The euro’s tumble is what I and many others believe was the point of all the fakery – to get the non-observant to commit elsewhere thereby “alleviating” a too “strong” currency. But in one last burst of Butterfield, the second part of the quote above again belies the “traction” idea as it relates to actual lending. If banks are already buying more “risk free” sovereigns (and I have little doubt it is banks doing the majority of buying, particularly if the euro is falling and thus precluding large further inflows from China and Japan – at least to this point) they surely aren’t lending.
In orthodox terms, what the ECB is attempting amounts to “preparing the battlefield.” They are making conditions as favorable as possible (at least to look that way) for future lending, where the euro devaluation adds the spark that changes the risk/return calculus as far as lending conditions and the economy. If it works, then some more “inflation” via currency channels should, they believe, loosen the drag on the recovery, thereby fully mitigating the negatives holding back broad credit expansion.
Once again, orthodox theory posits that it is “deflation” causing the problem and therefor its removal amounts to recovery – i.e., Japanification. Emulating Japan may mean there is nothing left in the ECB arsenal, particularly as Japan has grown poorer very quickly under exactly this scheme. I sincerely I doubt, though, that the ECB would agree since they are all following the textbook. Monetarism 101 is all about how deflation is priority #1 through #100.
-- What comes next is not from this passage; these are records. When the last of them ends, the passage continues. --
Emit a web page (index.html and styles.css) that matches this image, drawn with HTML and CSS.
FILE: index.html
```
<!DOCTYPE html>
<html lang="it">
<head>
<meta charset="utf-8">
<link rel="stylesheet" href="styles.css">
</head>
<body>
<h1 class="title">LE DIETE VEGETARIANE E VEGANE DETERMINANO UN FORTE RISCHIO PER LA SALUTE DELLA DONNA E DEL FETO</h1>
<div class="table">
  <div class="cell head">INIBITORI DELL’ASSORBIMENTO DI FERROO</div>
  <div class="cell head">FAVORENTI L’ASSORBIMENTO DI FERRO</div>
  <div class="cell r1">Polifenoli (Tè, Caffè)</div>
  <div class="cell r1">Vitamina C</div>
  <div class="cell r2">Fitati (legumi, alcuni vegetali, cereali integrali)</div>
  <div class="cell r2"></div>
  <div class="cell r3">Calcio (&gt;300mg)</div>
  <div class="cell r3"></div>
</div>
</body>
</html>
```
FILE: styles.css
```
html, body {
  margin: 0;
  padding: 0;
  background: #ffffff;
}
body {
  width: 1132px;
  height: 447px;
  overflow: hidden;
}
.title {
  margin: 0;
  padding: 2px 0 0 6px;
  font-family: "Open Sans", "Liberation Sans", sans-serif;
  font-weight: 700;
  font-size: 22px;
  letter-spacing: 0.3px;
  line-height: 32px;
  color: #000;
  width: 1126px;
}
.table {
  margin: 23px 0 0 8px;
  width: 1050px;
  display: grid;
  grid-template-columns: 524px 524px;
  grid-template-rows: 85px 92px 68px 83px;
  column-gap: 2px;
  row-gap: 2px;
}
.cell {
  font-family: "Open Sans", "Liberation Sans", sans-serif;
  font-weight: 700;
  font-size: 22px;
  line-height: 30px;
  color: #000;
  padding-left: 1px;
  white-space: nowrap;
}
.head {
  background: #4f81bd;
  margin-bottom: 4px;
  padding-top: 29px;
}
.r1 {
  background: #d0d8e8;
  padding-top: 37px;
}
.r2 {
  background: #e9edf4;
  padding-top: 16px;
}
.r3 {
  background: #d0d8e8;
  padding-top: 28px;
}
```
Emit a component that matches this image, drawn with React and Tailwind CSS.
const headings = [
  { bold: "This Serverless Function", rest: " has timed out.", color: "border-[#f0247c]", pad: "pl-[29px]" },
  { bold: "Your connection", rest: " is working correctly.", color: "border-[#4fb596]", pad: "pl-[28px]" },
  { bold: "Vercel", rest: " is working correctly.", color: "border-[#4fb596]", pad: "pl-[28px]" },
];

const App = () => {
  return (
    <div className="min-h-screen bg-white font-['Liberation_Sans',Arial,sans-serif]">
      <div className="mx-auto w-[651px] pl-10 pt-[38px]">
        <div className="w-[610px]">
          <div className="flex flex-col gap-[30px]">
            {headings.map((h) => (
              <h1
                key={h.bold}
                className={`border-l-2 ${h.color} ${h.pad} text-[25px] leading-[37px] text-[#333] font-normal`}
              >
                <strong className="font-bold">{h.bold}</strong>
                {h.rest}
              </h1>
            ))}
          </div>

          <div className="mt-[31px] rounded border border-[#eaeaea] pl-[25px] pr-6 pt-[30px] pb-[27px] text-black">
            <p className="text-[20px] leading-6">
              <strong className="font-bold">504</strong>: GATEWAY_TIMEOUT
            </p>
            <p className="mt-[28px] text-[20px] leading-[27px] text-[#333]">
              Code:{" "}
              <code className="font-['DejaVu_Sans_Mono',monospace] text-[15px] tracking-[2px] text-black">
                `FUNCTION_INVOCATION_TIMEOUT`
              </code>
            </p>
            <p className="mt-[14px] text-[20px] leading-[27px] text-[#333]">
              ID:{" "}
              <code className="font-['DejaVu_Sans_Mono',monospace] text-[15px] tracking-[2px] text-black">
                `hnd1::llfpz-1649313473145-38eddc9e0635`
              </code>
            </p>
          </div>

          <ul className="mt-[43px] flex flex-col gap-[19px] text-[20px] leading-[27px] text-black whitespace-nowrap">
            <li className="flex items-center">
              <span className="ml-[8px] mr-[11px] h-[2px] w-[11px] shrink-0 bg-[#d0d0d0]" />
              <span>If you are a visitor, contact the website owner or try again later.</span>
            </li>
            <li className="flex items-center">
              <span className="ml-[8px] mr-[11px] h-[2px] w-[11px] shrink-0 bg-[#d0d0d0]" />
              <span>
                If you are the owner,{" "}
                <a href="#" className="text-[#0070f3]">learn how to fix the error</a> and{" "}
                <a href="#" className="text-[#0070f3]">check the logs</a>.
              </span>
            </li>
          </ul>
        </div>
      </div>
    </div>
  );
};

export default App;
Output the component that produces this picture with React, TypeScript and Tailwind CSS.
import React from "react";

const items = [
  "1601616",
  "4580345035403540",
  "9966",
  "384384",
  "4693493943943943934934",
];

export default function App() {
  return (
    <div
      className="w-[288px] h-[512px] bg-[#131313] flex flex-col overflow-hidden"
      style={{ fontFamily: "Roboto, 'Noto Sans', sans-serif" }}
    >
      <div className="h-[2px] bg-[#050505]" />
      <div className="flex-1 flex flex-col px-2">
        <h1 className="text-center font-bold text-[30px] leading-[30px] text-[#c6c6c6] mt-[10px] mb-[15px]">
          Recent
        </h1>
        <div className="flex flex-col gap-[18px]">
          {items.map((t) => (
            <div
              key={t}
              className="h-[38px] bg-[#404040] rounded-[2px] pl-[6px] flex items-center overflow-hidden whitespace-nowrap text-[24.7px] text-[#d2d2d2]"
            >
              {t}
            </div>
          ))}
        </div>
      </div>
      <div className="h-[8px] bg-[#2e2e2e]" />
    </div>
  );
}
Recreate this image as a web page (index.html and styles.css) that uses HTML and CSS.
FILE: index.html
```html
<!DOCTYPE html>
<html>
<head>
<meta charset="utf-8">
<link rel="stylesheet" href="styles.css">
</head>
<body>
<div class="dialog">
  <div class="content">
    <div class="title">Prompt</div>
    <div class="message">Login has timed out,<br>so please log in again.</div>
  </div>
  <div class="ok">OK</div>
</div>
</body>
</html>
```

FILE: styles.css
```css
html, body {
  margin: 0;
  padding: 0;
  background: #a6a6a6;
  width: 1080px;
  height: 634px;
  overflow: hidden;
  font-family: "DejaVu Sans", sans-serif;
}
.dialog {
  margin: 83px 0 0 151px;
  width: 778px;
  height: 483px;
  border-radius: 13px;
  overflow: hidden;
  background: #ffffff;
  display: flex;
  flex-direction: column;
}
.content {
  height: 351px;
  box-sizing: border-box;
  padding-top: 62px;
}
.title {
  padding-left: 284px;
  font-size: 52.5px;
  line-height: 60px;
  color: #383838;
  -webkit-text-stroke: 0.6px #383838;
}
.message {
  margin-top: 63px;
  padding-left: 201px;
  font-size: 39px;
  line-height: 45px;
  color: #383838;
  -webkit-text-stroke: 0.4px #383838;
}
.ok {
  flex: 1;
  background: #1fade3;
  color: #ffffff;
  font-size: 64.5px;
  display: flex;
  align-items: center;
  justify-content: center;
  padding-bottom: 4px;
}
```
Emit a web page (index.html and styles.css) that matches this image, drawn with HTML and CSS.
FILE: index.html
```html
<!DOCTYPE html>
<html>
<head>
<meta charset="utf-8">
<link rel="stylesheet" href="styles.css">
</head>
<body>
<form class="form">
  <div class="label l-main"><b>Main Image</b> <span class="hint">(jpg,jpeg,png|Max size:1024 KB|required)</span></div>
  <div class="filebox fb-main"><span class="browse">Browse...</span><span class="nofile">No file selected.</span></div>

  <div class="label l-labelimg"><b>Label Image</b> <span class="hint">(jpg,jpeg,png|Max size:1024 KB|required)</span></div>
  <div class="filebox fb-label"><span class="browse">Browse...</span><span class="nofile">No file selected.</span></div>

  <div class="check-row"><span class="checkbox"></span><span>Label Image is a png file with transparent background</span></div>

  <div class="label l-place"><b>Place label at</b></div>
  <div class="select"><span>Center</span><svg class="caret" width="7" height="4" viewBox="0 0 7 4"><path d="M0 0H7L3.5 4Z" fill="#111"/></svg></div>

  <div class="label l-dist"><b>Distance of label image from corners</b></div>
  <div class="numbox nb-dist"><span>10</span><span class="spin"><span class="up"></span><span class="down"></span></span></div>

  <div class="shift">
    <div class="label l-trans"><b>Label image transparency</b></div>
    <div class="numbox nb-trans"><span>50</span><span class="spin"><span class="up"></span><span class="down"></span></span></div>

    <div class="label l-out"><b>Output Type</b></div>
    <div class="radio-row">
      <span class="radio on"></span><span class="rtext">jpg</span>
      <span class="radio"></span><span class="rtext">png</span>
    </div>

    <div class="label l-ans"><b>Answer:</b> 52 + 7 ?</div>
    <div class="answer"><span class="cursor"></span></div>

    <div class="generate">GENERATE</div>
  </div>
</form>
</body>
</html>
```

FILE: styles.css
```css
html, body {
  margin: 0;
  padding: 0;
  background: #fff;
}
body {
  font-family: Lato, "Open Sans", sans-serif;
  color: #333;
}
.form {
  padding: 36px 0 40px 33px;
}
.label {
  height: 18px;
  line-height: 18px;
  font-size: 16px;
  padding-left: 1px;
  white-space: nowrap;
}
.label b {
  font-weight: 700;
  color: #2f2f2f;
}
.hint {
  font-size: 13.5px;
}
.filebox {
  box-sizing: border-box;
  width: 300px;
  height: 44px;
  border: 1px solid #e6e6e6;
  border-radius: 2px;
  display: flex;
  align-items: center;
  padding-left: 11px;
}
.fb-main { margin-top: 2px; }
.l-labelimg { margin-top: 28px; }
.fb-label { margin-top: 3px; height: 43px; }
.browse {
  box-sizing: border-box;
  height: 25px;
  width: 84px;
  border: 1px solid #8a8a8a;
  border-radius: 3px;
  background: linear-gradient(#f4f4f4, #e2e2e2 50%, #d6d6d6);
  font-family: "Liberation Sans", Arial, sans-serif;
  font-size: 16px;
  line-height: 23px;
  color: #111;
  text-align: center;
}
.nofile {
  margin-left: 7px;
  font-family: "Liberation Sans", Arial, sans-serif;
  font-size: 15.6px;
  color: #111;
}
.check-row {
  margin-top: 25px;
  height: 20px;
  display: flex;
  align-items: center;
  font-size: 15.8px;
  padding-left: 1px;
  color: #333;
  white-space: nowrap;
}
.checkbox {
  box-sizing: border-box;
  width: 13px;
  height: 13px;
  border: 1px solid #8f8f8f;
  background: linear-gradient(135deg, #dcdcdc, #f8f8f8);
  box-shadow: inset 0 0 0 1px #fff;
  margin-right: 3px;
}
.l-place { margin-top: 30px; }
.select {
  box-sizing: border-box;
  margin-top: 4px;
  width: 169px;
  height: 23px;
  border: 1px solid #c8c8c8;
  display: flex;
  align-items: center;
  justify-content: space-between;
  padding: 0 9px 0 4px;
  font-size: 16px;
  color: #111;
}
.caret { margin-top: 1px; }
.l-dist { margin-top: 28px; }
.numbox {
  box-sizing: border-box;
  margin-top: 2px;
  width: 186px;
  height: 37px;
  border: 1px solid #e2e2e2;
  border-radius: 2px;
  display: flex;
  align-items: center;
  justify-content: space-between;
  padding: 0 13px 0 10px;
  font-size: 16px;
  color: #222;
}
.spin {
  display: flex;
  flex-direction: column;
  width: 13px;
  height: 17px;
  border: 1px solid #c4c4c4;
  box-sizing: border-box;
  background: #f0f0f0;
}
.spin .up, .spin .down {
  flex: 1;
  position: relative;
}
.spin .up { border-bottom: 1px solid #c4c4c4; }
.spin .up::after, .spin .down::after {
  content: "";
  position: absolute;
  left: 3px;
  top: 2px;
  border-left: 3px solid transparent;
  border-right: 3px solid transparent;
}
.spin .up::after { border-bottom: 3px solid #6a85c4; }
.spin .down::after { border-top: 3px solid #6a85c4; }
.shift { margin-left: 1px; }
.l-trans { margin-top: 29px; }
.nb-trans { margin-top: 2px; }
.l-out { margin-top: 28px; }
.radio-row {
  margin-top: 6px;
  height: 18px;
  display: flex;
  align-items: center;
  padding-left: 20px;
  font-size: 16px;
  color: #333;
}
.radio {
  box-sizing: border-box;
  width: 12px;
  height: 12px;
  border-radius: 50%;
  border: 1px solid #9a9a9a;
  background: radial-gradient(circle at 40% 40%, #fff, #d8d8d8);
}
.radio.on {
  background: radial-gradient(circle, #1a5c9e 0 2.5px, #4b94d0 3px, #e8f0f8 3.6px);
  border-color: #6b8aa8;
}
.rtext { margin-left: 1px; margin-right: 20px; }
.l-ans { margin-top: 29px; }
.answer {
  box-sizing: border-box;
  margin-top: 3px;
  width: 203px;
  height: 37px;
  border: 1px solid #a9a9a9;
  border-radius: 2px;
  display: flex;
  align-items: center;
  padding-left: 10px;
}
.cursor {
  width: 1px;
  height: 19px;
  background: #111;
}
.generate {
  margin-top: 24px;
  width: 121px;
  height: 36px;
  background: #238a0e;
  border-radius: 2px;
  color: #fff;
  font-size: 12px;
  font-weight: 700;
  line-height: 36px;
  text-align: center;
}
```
It is still far too early to make any pronouncements, traction or otherwise. However, we have seen this all before and Eonia artificiality has yet to produce the lending panacea long hoped for. This time may be different, but I suspect that it is not, nor that it was ever really the point. The main idea is to reject market observations and movements in favor of naked coercion, a policy impulse that goes back a long, long way.